For available-for-sale financial investments, the Group assesses at each reporting date whether there is objective evidence that an investment or a group of investments is impaired.

If an available-for-sale asset is impaired, an amount comprising the difference between its cost (net of any principal payment and amortisation) and its current fair value, less any impairment loss previously recognised in profit or loss, is transferred from other comprehensive income to profit or loss. Reversals in respect of equity instruments classified as available-for-sale are not recognised in profit or loss. Reversals of impairment losses on debt instruments are reversed through profit or loss, if the increase in fair value of the instrument can be objectively related to an event occurring after the impairment loss was recognised in profit or loss.

 
(a)
(i)
Financial assets
     
Investments and other financial assets

When financial assets are recognised initially, they are measured at fair value plus, in the case of investments not at fair value through profit or loss, directly attributable transaction costs. The Group determines the classification of its financial assets after initial recognition and, where allowed and appropriate, re-evaluates this designation at each financial year-end. All regular-way purchases and sales of financial assets are recognised on the trade date, i.e. the date that the risks and rewards of ownership are passed to the Group. Regular-way purchases or sales are purchases or sales of financial assets that require delivery of assets within the period generally established by regulation or convention within the marketplace.

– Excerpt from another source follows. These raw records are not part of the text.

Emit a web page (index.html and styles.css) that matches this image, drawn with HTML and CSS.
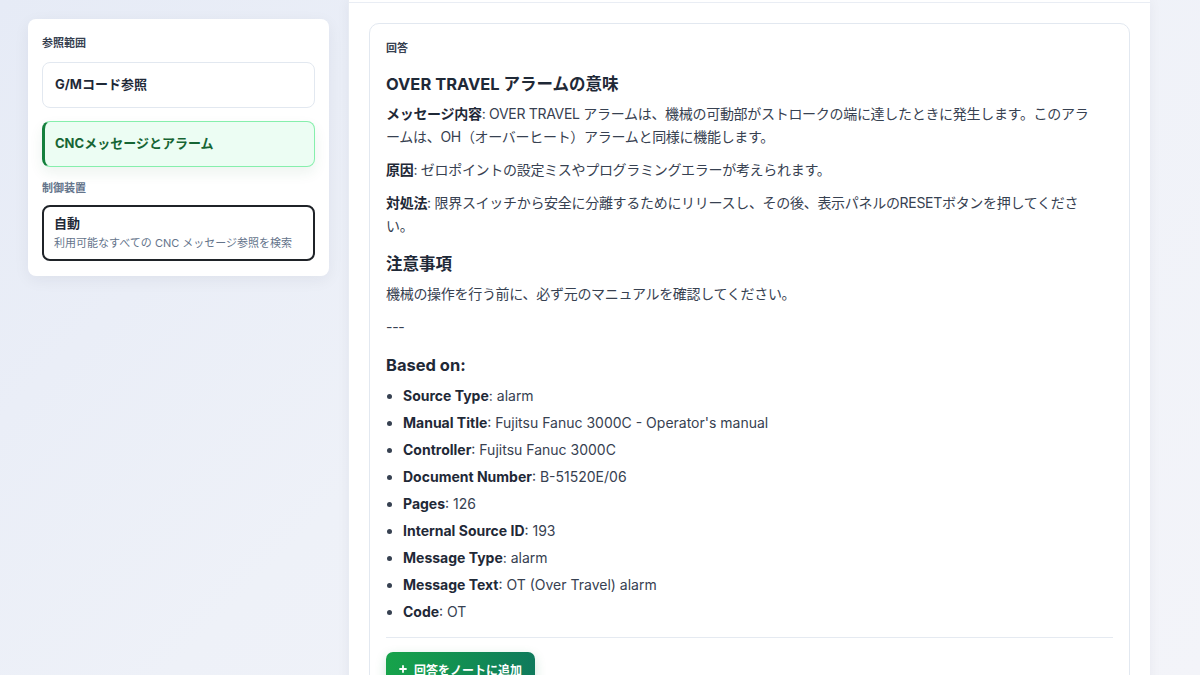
FILE: index.html
```html
<!DOCTYPE html>
<html lang="ja">
<head>
    <meta charset="UTF-8">
    <meta name="viewport" content="width=device-width, initial-scale=1.0">
    <title>CNC マニュアル検索</title>
    <link rel="stylesheet" href="styles.css">
</head>
<body>
    <div class="layout">
        <!-- 参照範囲・制御装置の選択 -->
        <aside class="sidebar">
            <div class="side-label">参照範囲</div>
            <button class="scope-btn">G/Mコード参照</button>
            <button class="scope-btn active">CNCメッセージとアラーム</button>

            <div class="side-label muted">制御装置</div>
            <div class="controller-select">
                <div class="controller-name">自動</div>
                <div class="controller-desc">利用可能なすべての CNC メッセージ参照を検索</div>
            </div>
        </aside>

        <main class="main-panel">
            <div class="panel-top"></div>

            <section class="answer-card">
                <div class="answer-label">回答</div>

                <div class="answer-body">
                    <h3>OVER TRAVEL アラームの意味</h3>
                    <p><strong>メッセージ内容</strong>: OVER TRAVEL アラームは、機械の可動部がストロークの端に達したときに発生します。このアラームは、OH（オーバーヒート）アラームと同様に機能します。</p>
                    <p><strong>原因</strong>: ゼロポイントの設定ミスやプログラミングエラーが考えられます。</p>
                    <p><strong>対処法</strong>: 限界スイッチから安全に分離するためにリリースし、その後、表示パネルのRESETボタンを押してください。</p>

                    <h3>注意事項</h3>
                    <p>機械の操作を行う前に、必ず元のマニュアルを確認してください。</p>
                    <p>---</p>

                    <h3 class="based-on">Based on:</h3>
                    <ul>
                        <li><strong>Source Type</strong>: alarm</li>
                        <li><strong>Manual Title</strong>: Fujitsu Fanuc 3000C - Operator's manual</li>
                        <li><strong>Controller</strong>: Fujitsu Fanuc 3000C</li>
                        <li><strong>Document Number</strong>: B-51520E/06</li>
                        <li><strong>Pages</strong>: 126</li>
                        <li><strong>Internal Source ID</strong>: 193</li>
                        <li><strong>Message Type</strong>: alarm</li>
                        <li><strong>Message Text</strong>: OT (Over Travel) alarm</li>
                        <li><strong>Code</strong>: OT</li>
                    </ul>
                </div>

                <div class="answer-actions">
                    <button class="note-btn">
                        <svg width="8" height="8" viewBox="0 0 8 8"><path d="M4 1v6M1 4h6" stroke="#fff" stroke-width="1.8" stroke-linecap="round"/></svg>
                        回答をノートに追加
                    </button>
                </div>
            </section>
        </main>
    </div>
</body>
</html>
```

FILE: styles.css
```css
* {
    margin: 0;
    padding: 0;
    box-sizing: border-box;
}

body {
    font-family: Inter, "Noto Sans CJK JP", sans-serif;
    color: #374151;
    background: linear-gradient(135deg, #e6ebf6 0%, #eef1f8 45%, #f3f4f9 100%);
    height: 675px;
    overflow: hidden;
}

.layout {
    display: grid;
    grid-template-columns: 301px 802px;
    column-gap: 19px;
    padding-left: 28px;
    align-items: start;
}

/* サイドバー */
.sidebar {
    margin-top: 19px;
    background: #fff;
    border-radius: 8px;
    padding: 16px 14px 15px;
    box-shadow: 0 4px 16px rgba(30, 41, 59, 0.06);
    display: flex;
    flex-direction: column;
}
.side-label {
    font-size: 11px;
    font-weight: 700;
    color: #374151;
    line-height: 16px;
    margin-bottom: 11px;
}
.side-label.muted {
    color: #64748b;
    margin-bottom: 9px;
}
.scope-btn {
    font-family: inherit;
    text-align: left;
    height: 46px;
    padding: 0 12px 3px;
    margin-bottom: 13px;
    background: #fff;
    border: 1px solid #e2e8f0;
    border-radius: 8px;
    font-size: 13px;
    font-weight: 700;
    color: #1f2937;
}
.scope-btn.active {
    background: #ecfdf3;
    border-color: #86efac;
    border-left: 3px solid #15803d;
    padding-left: 10px;
    color: #166534;
    box-shadow: 0 6px 14px rgba(22, 101, 52, 0.08);
    margin-bottom: 13px;
}
.controller-select {
    border: 2px solid #1f2328;
    border-radius: 8px;
    padding: 6px 10px 8px;
}
.controller-name {
    font-size: 13px;
    font-weight: 700;
    color: #1f2937;
    line-height: 20px;
    margin-bottom: 2px;
}
.controller-desc {
    font-size: 11px;
    color: #64748b;
    line-height: 16px;
}

/* メインパネル */
.main-panel {
    background: #fff;
    min-height: 720px;
    padding: 0 20px;
    border-left: 1px solid #e8ecf3;
    box-shadow: 0 0 12px rgba(30, 41, 59, 0.05);
}
.panel-top {
    height: 3px;
    border-bottom: 1px solid #e9edf4;
    margin: 0 -20px 20px;
}

.answer-card {
    border: 1px solid #e2e8f0;
    border-radius: 10px;
    padding: 16px 16px 0;
    min-height: 680px;
}
.answer-label {
    font-size: 11px;
    font-weight: 700;
    color: #374151;
    line-height: 16px;
    margin-bottom: 16px;
}

.answer-body h3 {
    font-size: 16.5px;
    font-weight: 700;
    color: #1f2937;
    line-height: 24px;
    margin-bottom: 6px;
}
.answer-body h3.based-on {
    margin-bottom: 7px;
}
.answer-body p {
    font-size: 14px;
    line-height: 23px;
    letter-spacing: -0.3px;
    margin-bottom: 10px;
    padding-right: 18px;
}
.answer-body p + h3 {
    margin-top: 15px;
}
.answer-body strong {
    color: #1f2937;
    font-weight: 700;
}
.answer-body ul {
    padding-left: 17px;
    font-size: 14px;
}
.answer-body li {
    line-height: 23px;
    margin-bottom: 4px;
}

.answer-actions {
    border-top: 1px solid #e5eaf1;
    margin-top: 14px;
    padding-top: 14px;
}
.note-btn {
    font-family: inherit;
    display: inline-flex;
    align-items: center;
    gap: 7px;
    height: 34px;
    padding: 0 13px;
    border: none;
    border-radius: 7px;
    background: linear-gradient(90deg, #16a34a, #0f7a5c);
    color: #fff;
    font-size: 12px;
    font-weight: 700;
    box-shadow: 0 4px 12px rgba(22, 128, 74, 0.2);
}
```
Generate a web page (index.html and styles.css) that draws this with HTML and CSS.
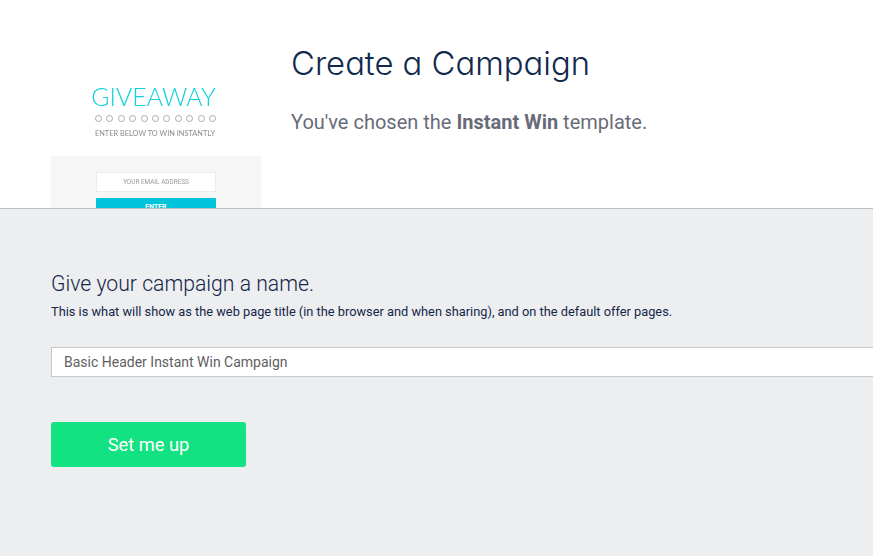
FILE: index.html
```html
<!DOCTYPE html>
<html lang="en">
<head>
    <meta charset="UTF-8">
    <meta name="viewport" content="width=device-width, initial-scale=1.0">
    <title>Create a Campaign</title>
    <link rel="stylesheet" href="styles.css">
</head>
<body>
    <div class="top-section">
        <div class="thumb">
            <div class="thumb-head">
                <div class="thumb-title">GIVEAWAY</div>
                <div class="thumb-dots">
                    <span></span><span></span><span></span><span></span><span></span><span></span>
                    <span></span><span></span><span></span><span></span><span></span>
                </div>
                <div class="thumb-sub">ENTER BELOW TO WIN INSTANTLY</div>
            </div>
            <div class="thumb-form">
                <div class="thumb-input">YOUR EMAIL ADDRESS</div>
                <div class="thumb-btn">ENTER</div>
            </div>
        </div>
        <div class="intro">
            <h1>Create a Campaign</h1>
            <p>You've chosen the <b>Instant Win</b> template.</p>
        </div>
    </div>
    <div class="form-section">
        <h2>Give your campaign a name.</h2>
        <p class="hint">This is what will show as the web page title (in the browser and when sharing), and on the default offer pages.</p>
        <input class="name-input" type="text" value="Basic Header Instant Win Campaign">
        <button class="main-btn">Set me up</button>
    </div>
</body>
</html>
```

FILE: styles.css
```css
html, body {
    height: 100%;
}
body {
    margin: 0;
    font-family: Roboto, Arial, sans-serif;
    background: #edeef0;
    overflow: hidden;
    display: flex;
    flex-direction: column;
}
.top-section {
    height: 208px;
    flex: none;
    background: #fff;
    border-bottom: 1px solid #bdbfc2;
    display: flex;
    padding-left: 51px;
    overflow: hidden;
}
.thumb {
    width: 210px;
    flex: none;
    margin-right: 30px;
    padding-top: 84px;
    filter: blur(0.3px);
}
.thumb-head {
    height: 72px;
    text-align: center;
}
.thumb-title {
    font-family: Lato, sans-serif;
    font-weight: 300;
    font-size: 24.8px;
    line-height: 26px;
    padding-right: 5px;
    color: #12cfdc;
}
.thumb-dots {
    display: flex;
    justify-content: center;
    gap: 4.4px;
    margin-top: 5px;
    padding-right: 1px;
}
.thumb-dots span {
    width: 7px;
    height: 7px;
    box-sizing: border-box;
    border: 0.7px solid #a9a9a9;
    border-radius: 50%;
}
.thumb-sub {
    font-family: Lato, sans-serif;
    font-size: 7.4px;
    line-height: 10px;
    color: #8a8a8a;
    margin-top: 7px;
    padding-right: 2px;
}
.thumb-form {
    background: #f6f6f6;
    padding-top: 16px;
    height: 60px;
}
.thumb-input {
    width: 118px;
    height: 18px;
    margin: 0 auto 6px;
    background: #fff;
    border: 1px solid #ececec;
    font-size: 6.4px;
    line-height: 18px;
    text-align: center;
    color: #999;
}
.thumb-btn {
    width: 120px;
    height: 30px;
    margin: 0 auto;
    background: #00c4dc;
    border-radius: 1px;
    font-size: 7px;
    font-weight: bold;
    line-height: 18px;
    text-align: center;
    color: #fff;
}
.intro {
    padding-top: 42px;
}
h1 {
    margin: 0;
    font-family: Inter, sans-serif;
    font-feature-settings: "cv11";
    font-weight: 300;
    font-size: 32.8px;
    line-height: 42px;
    color: #11294d;
}
.intro p {
    margin: 24px 0 0;
    font-size: 20px;
    line-height: 28px;
    color: #686c78;
}
.form-section {
    flex: 1;
    padding: 60px 0 0 51px;
}
h2 {
    margin: 0;
    font-weight: 300;
    font-size: 21.2px;
    line-height: 30px;
    color: #14264a;
}
.hint {
    margin: 4px 0 0;
    font-size: 12.8px;
    line-height: 18px;
    color: #14264a;
}
.name-input {
    display: block;
    width: 900px;
    height: 30px;
    box-sizing: border-box;
    margin-top: 26px;
    padding: 0 12px;
    background: #fff;
    border: 1px solid #c8c9cb;
    font-family: Roboto, Arial, sans-serif;
    font-size: 14px;
    color: #5f5f5f;
}
.main-btn {
    display: block;
    width: 195px;
    height: 45px;
    margin-top: 45px;
    background: #12e281;
    color: #fff;
    border: none;
    border-radius: 3px;
    font-family: Roboto, Arial, sans-serif;
    font-size: 18.3px;
}
```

Financial assets at fair value through profit or loss

Financial assets at fair value through profit or loss includes financial assets held for trading and financial assets designated upon initial recognition as at fair value through profit or loss.

Financial assets are classified as held-for-trading if they are acquired for the purpose of selling in the near term. Derivatives are also classified as held-for-trading unless they are designated as effective hedging instruments or a financial guarantee contract. Gains and losses on investments held-for-trading are recognised in profit or loss.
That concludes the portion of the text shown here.